The Federal Aviation Administration said there was heavy rain early Sunday morning when a Star Marianas Piper Cherokee Six aircraft crashed on Tinian, killing three and seriously injuring four people.
FAA Air Traffic Manager Marianas Tim Cornelison, in an interview with Guam-based PNC News, said there was significant weather reported in the channel between Saipan and Tinian.
“The aircraft contacted Saipan tower and asked what the weather was and was told there was weather in the channel. In northern Tinian they have the Voices of America tower and in the antenna they have incredible strobe lights and, as reported from the Saipan tower, you could not see the lights on the Voice of America tower,” said Cornelison.
He also confirmed that prior to the deadly crash on Sunday, Star Marianas was also involved in two other mishaps.
“At 3:30 to 4 o’clock Friday afternoon, a Cessna 172 that is owned and operated by Star Marianas had departed the Tinian airport and it was reported to me that it lost power and landed on a roadway on Tinian. No injures and three passengers. No damage to the plane.”
The Guam-based FAA official also said that the incident on Saturday involved the pilot of the ill-fated flight Sunday, Luis Silva.

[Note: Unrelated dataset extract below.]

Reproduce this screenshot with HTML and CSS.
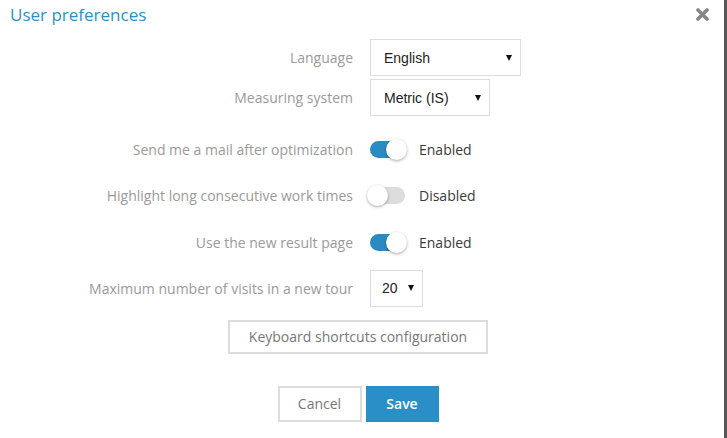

“It was taxiing out of departure on its way to Saipan and missed the turn on the taxiway and ran across the grass area and [the] aircraft ended up on a concrete-enforced drainage ditch and there was damage to the aircraft on that incident…It was reported to me that the pilot was sent for alcohol and drug testing which I believe is the normal [procedure]…It was reported me by the Commonwealth Ports Authority that it was the same pilot from the Saturday incident,” said Cornelison, referring to Silva.